Another roadblock is dispelling the “cannibalism” myth that holds sway in the public radio and financial industries. The myth says that new stations steal audiences from existing ones. Yet with research developed at the Station Resource Group (SRG), public radio’s leading think tank, Harmon can show that the more public radio stations per market, the greater the audience and revenue. “This happened in every market over and over again,” she notes. Harmon uses another piece of research to bolster the Public Radio Fund’s cause: “Public broadcasters, while relatively inexperienced using debt, had never defaulted on loans.”

More to Hear

“[KTOO] would have been a perfect candidate” for a loan from the Public Radio Fund, says Hand. In lieu of offering capital, PRC worked with the Juneau station to find a lender willing to finance the transaction at an affordable interest rate and with favorable terms. “PRC also helped us find the opportunity, gave us a number of business models, walked us through the financing, and gave us credibility and the ability to discuss the project intelligently with potential investors and lenders,” says Legere. KTOO purchased both stations, and now runs all three out of the same building.

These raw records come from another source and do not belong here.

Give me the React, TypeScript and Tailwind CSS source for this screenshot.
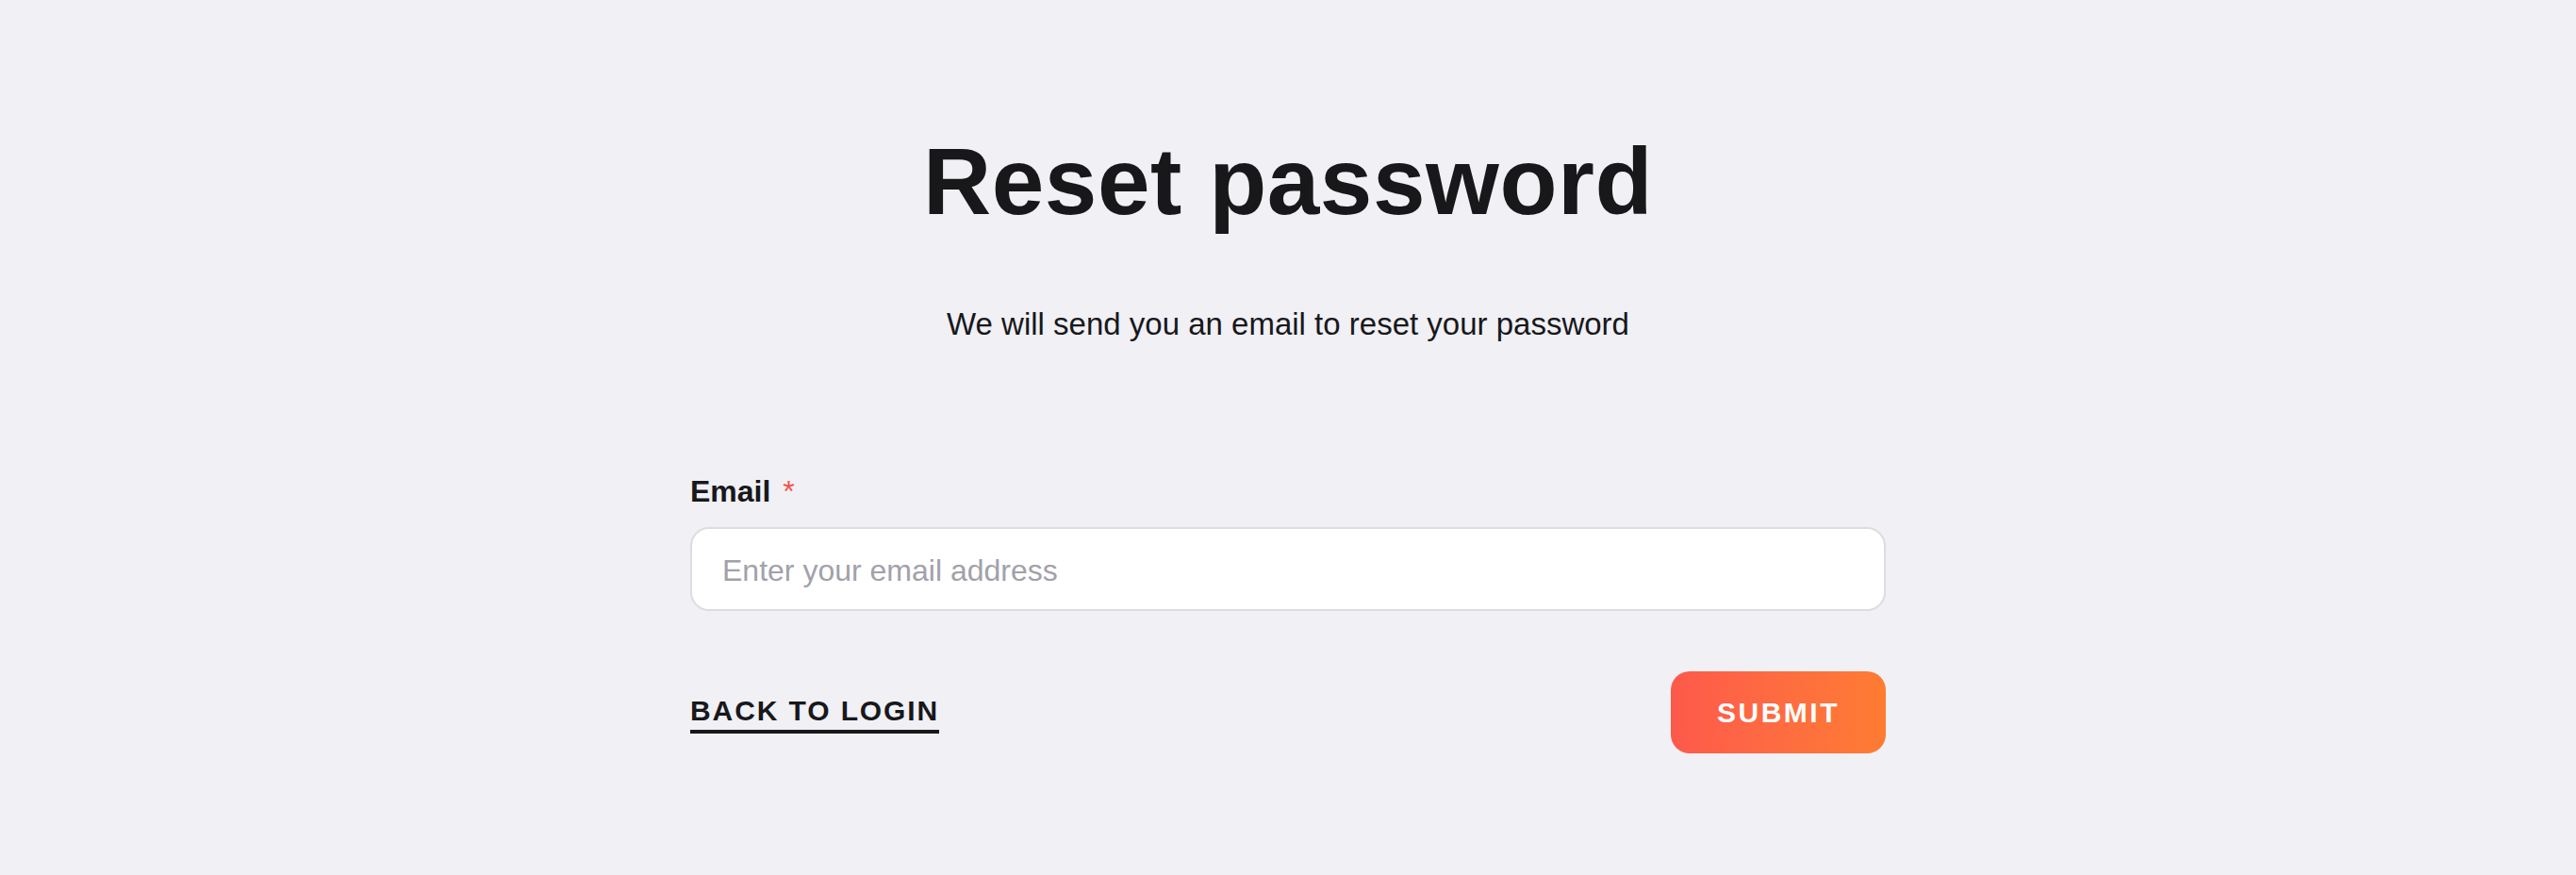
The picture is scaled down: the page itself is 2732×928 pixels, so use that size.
import React, { useState } from "react";

// Reset password page, laid out for a 2x canvas
const App: React.FC = () => {
  const [email, setEmail] = useState("");

  const handleSubmit = (e: React.FormEvent<HTMLFormElement>) => {
    e.preventDefault();
  };

  return (
    <div
      className="min-h-[928px] w-full bg-[#f0f0f5] text-[#18181b]"
      style={{ fontFamily: '"Liberation Sans", Arial, sans-serif' }}
    >
      <div className="mx-auto flex w-[1268px] flex-col items-center pt-[142px]">
        <h1 className="text-[100px] font-bold leading-none tracking-[0.5px]">
          Reset password
        </h1>
        <p className="mt-[78px] text-[33px] leading-[48px]">
          We will send you an email to reset your password
        </p>

        <form onSubmit={handleSubmit} className="mt-[129px] flex w-full flex-col">
          <label htmlFor="email" className="text-[32px] font-bold leading-[48px]">
            Email <span className="ml-[4px] font-normal text-[#f0524a]">*</span>
          </label>
          <input
            id="email"
            type="email"
            value={email}
            onChange={(e) => setEmail(e.target.value)}
            placeholder="Enter your email address"
            className="mt-[14px] h-[89px] w-full rounded-[20px] border-2 border-[#dcdce1] bg-white px-[32px] pt-[3px] text-[32px] outline-none placeholder:text-[#a1a1aa]"
          />

          <div className="mt-[64px] flex items-center justify-between">
            <a
              href="#"
              className="mt-[5px] inline-block border-b-4 border-[#18181b] pb-[5px] text-[30px] font-bold leading-none tracking-[1.9px]"
            >
              BACK TO LOGIN
            </a>
            <button
              type="submit"
              className="h-[87px] w-[228px] rounded-[20px] bg-gradient-to-r from-[#fd594b] to-[#fe7c32] text-[30px] font-bold tracking-[2.5px] text-white"
            >
              SUBMIT
            </button>
          </div>
        </form>
      </div>
    </div>
  );
};

export default App;
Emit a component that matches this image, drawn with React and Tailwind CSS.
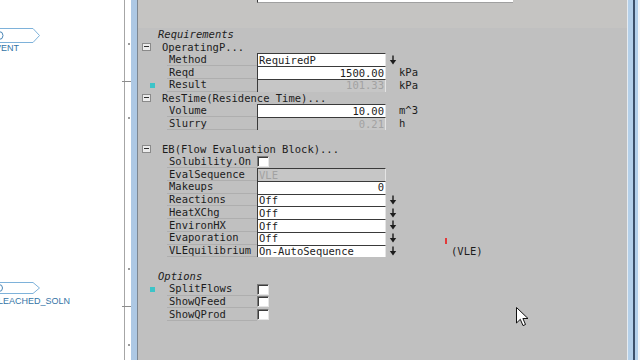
import React from 'react';

const mono = { fontFamily: '"DejaVu Sans Mono", "Liberation Mono", monospace' };

const rows = [
  { type: 'section', label: 'Requirements' },
  { type: 'group', label: 'OperatingP...' },
  { type: 'item', label: 'Method', field: { kind: 'edit', value: 'RequiredP' }, arrow: true },
  { type: 'item', label: 'Reqd', field: { kind: 'edit', value: '1500.00', right: true }, unit: 'kPa' },
  { type: 'item', label: 'Result', field: { kind: 'ro', value: '101.33', right: true }, unit: 'kPa', mark: true },
  { type: 'group', label: 'ResTime(Residence Time)...' },
  { type: 'item', label: 'Volume', field: { kind: 'edit', value: '10.00', right: true }, unit: 'm^3' },
  { type: 'item', label: 'Slurry', field: { kind: 'ro', value: '0.21', right: true }, unit: 'h' },
  { type: 'blank' },
  { type: 'group', label: 'EB(Flow Evaluation Block)...' },
  { type: 'item', label: 'Solubility.On', field: { kind: 'check' } },
  { type: 'item', label: 'EvalSequence', field: { kind: 'ro', value: 'VLE' } },
  { type: 'item', label: 'Makeups', field: { kind: 'edit', value: '0', right: true } },
  { type: 'item', label: 'Reactions', field: { kind: 'edit', value: 'Off' }, arrow: true },
  { type: 'item', label: 'HeatXChg', field: { kind: 'edit', value: 'Off' }, arrow: true },
  { type: 'item', label: 'EnvironHX', field: { kind: 'edit', value: 'Off' }, arrow: true },
  { type: 'item', label: 'Evaporation', field: { kind: 'edit', value: 'Off' }, arrow: true, caret: true },
  { type: 'item', label: 'VLEquilibrium', field: { kind: 'edit', value: 'On-AutoSequence' }, arrow: true, note: '(VLE)' },
  { type: 'blank' },
  { type: 'section', label: 'Options' },
  { type: 'item', label: 'SplitFlows', field: { kind: 'check' }, mark: true },
  { type: 'item', label: 'ShowQFeed', field: { kind: 'check' } },
  { type: 'item', label: 'ShowQProd', field: { kind: 'check' } },
];

const DownArrow = () => (
  <svg width="8" height="10" viewBox="0 0 8 10">
    <line x1="4" y1="0.5" x2="4" y2="6" stroke="#1c1c1c" strokeWidth="1.4" />
    <polygon points="0.8,5 7.2,5 4,9.6" fill="#1c1c1c" />
  </svg>
);

const Minus = () => (
  <div className="ml-[4px] w-[9px] h-[8px] bg-[#ececec] border border-[#8a8a8a] flex items-center justify-center">
    <div className="w-[5px] h-px bg-[#303030]" />
  </div>
);

const Field = ({ field }) => {
  if (field.kind === 'check') {
    return (
      <div className="w-[129px] h-full flex items-center">
        <div className="w-[12px] h-[11px] bg-white border-t border-l border-[#7a7a7a] border-r border-b border-r-[#e6e6e6] border-b-[#e6e6e6] shadow-[inset_1px_1px_0_#3c3c3c]" />
      </div>
    );
  }
  const ro = field.kind === 'ro';
  return (
    <div
      className={`w-[129px] h-full flex items-center border-t-[1.5px] border-l border-[#3a3a3a] border-r border-r-[#e4e4e4] ${
        ro ? 'bg-[#c6c6c6] text-[#a2a2a2]' : 'bg-white text-[#1c1c1c]'
      } ${field.right ? 'justify-end pr-[1px]' : 'pl-[1px]'}`}
    >
      {field.value}
    </div>
  );
};

const Row = ({ row }) => {
  if (row.type === 'blank') return <div className="h-[12.75px]" />;
  if (row.type === 'section') {
    return (
      <div className="h-[12.75px] flex items-center pl-[20px] italic text-[#1c1c1c] whitespace-nowrap">
        {row.label}
      </div>
    );
  }
  if (row.type === 'group') {
    return (
      <div className="h-[12.75px] flex items-center whitespace-nowrap">
        <div className="w-[24px] flex items-center">
          <Minus />
        </div>
        <span className="text-[#1c1c1c]">{row.label}</span>
      </div>
    );
  }
  return (
    <div className="h-[12.75px] flex items-stretch whitespace-nowrap">
      <div className="w-[24px] flex items-center">
        {row.mark && <div className="ml-[12px] w-[5px] h-[5px] bg-[#3cc4c8]" />}
      </div>
      <div className="w-[95px] flex">
        <div className="ml-[5px] w-[90px] pl-[2px] flex items-center border-b border-[#aeaeae] text-[#1c1c1c]">
          {row.label}
        </div>
      </div>
      <Field field={row.field} />
      <div className="w-[13px] flex items-center justify-center">{row.arrow && <DownArrow />}</div>
      <div className="w-[52px] flex items-center text-[#1c1c1c] relative">
        {row.unit}
        {row.caret && <div className="absolute left-[46px] bottom-[1px] w-[2px] h-[6px] bg-[#e23a3a]" />}
      </div>
      {row.note && <div className="flex items-center text-[#1c1c1c]">{row.note}</div>}
    </div>
  );
};

const Canvas = () => (
  <div className="relative w-[131px] h-full shrink-0 bg-white overflow-hidden">
    <div className="absolute left-[124px] top-0 w-px h-full bg-[#a6a6a6]" />
    <div className="absolute left-[122px] top-[81px] w-[9px] h-px bg-[#8c8c8c]" />
    <div className="absolute left-[122px] top-[306px] w-[9px] h-px bg-[#8c8c8c]" />
    {[43, 117, 268, 344].map(y => (
      <div key={y} className="absolute left-[128px] w-[2px] h-[2px] bg-[#9a9a9a]" style={{ top: y }} />
    ))}

    <svg className="absolute left-0 top-[28px]" width="42" height="16" viewBox="0 0 42 16">
      <path d="M-2 0.5 H33 L39.5 7.5 L33 14.5 H-2" fill="white" stroke="#7eb2da" strokeWidth="1" />
      <circle cx="-1" cy="7.5" r="4" fill="none" stroke="#4a86b6" strokeWidth="1" />
    </svg>
    <div className="absolute left-[-5px] top-[43px] text-[9px] leading-[10px] text-[#3474a6]" style={{ fontFamily: '"Liberation Sans", sans-serif' }}>
      VENT
    </div>

    <svg className="absolute left-0 top-[282px]" width="42" height="13" viewBox="0 0 42 13">
      <path d="M-2 0.5 H33 L39.5 6 L33 11.5 H-2" fill="white" stroke="#7eb2da" strokeWidth="1" />
      <circle cx="-1" cy="6" r="3.5" fill="none" stroke="#4a86b6" strokeWidth="1" />
    </svg>
    <div className="absolute left-[-2px] top-[296px] text-[9px] leading-[10px] text-[#3474a6]" style={{ fontFamily: '"Liberation Sans", sans-serif' }}>
      LEACHED_SOLN
    </div>
  </div>
);

export default function App() {
  return (
    <div className="w-[640px] h-[360px] flex overflow-hidden bg-white">
      <Canvas />
      <div className="w-[6px] h-full bg-[#adc8e4]" />
      <div className="w-px h-full bg-[#7d8690]" />

      <div className="relative flex-1 h-full bg-[#c0c0c0] text-[10.5px] leading-none" style={mono}>
        <div className="h-[27.75px] bg-[#c5c4c2]">
          <div className="ml-[119px] w-[256px] h-[3px] bg-white border-l border-b border-l-[#3a3a3a] border-b-[#a0a0a0]" />
        </div>
        {rows.map((row, i) => (
          <Row key={i} row={row} />
        ))}

        <svg className="absolute left-[378px] top-[307px]" width="13" height="20" viewBox="0 0 13 20">
          <path d="M0.5 0.5 L0.5 16 L4.3 12.3 L7 18.6 L9.5 17.5 L6.9 11.5 L12 11.5 Z" fill="white" stroke="#111" strokeWidth="1" strokeLinejoin="round" />
        </svg>
      </div>

      <div className="w-px h-full bg-[#e6ecf2]" />
      <div className="w-[5px] h-full bg-[#b4d0ea]" />
      <div className="w-[2px] h-full bg-[#3c506a]" />
      <div className="w-[3px] h-full bg-[#b4d0ea]" />
      <div className="w-[2px] h-full bg-[#f4f6f8]" />
    </div>
  );
}
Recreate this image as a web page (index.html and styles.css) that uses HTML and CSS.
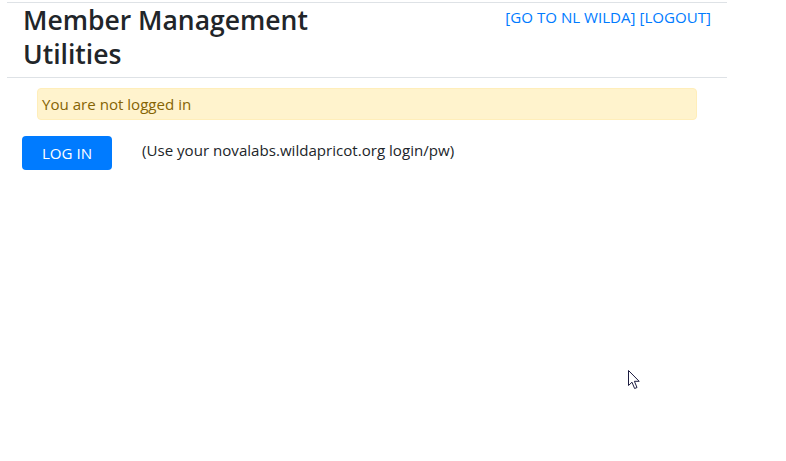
FILE: index.html
```html
<!DOCTYPE html>
<html lang="en">
<head>
<meta charset="utf-8">
<title>Member Management Utilities</title>
<link rel="stylesheet" href="styles.css">
</head>
<body>
<div class="page">
  <header class="header">
    <h3 class="title">Member Management Utilities</h3>
    <nav class="links"><a href="#">[GO TO NL WILDA]</a> <a href="#">[LOGOUT]</a></nav>
  </header>
  <div class="alert">You are not logged in</div>
  <div class="login-row">
    <button class="btn">LOG IN</button>
    <span class="hint">(Use your novalabs.wildapricot.org login/pw)</span>
  </div>
</div>
<svg class="cursor" width="13" height="20" viewBox="0 0 13 20"><path d="M0.5 0.5 L0.5 15.5 L4 12.2 L6.6 18.5 L9 17.5 L6.4 11.3 L11.2 11.3 Z" fill="#fff" stroke="#1c1c40" stroke-width="1" stroke-linejoin="miter"/></svg>
</body>
</html>
```
FILE: styles.css
```css
html, body {
  margin: 0;
  padding: 0;
  background: #fff;
}
body {
  font-family: "Open Sans", "Noto Sans", sans-serif;
  font-size: 15.1px;
  line-height: 24px;
  color: #212529;
}
.page {
  width: 720px;
  margin-left: 7px;
  padding-top: 2px;
}
.header {
  display: flex;
  justify-content: space-between;
  align-items: flex-start;
  border-top: 1px solid #dee2e6;
  border-bottom: 1px solid #dee2e6;
  padding: 1px 16px 6px 16px;
}
.title {
  margin: 0;
  width: 330px;
  font-size: 26.5px;
  line-height: 33.6px;
  font-weight: 600;
  color: #212529;
}
.links {
  padding-top: 1px;
}
.links a {
  color: #007bff;
  text-decoration: none;
}
.alert {
  margin: 10px 30px 0 30px;
  padding: 3px 4px;
  background: #fff3cd;
  border: 1px solid #ffeeba;
  border-radius: 4px;
  color: #856404;
}
.login-row {
  display: flex;
  align-items: center;
  margin: 16px 0 0 15px;
}
.btn {
  width: 90px;
  height: 34px;
  background: #007bff;
  color: #fff;
  border: none;
  border-radius: 4px;
  font-family: inherit;
  font-size: 15.1px;
  padding: 0;
}
.hint {
  margin-left: 30px;
  position: relative;
  top: -3px;
}
.cursor {
  position: absolute;
  left: 628px;
  top: 370px;
}
```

This past January, KTOO debuted three new offerings: an expanded 24-hour news show on its current station, and two locally hosted and Alaska-flavored music programs on the newly acquired stations. The station also now has enough hours to run all of the NPR programs that it receives when it pays a flat fee to the national broadcaster.

New audience numbers won’t be available until later this summer, but Legere is confident that with the tripled programming, as well as the tripled wattage capacity from two new transmitters, KTOO is reaching previously underserved audiences. KTOO has also enlisted 50 new radio hosts.

The number of radio station licenses is finite, and competition for them is escalating. As a result, “timing is everything in the radio marketplace, and public radio broadcasters need to be prepared to act quickly on acquisition opportunities,” says Harmon. PRC and the Public Radio Fund should help both stations and investors reserve more frequencies for public radio.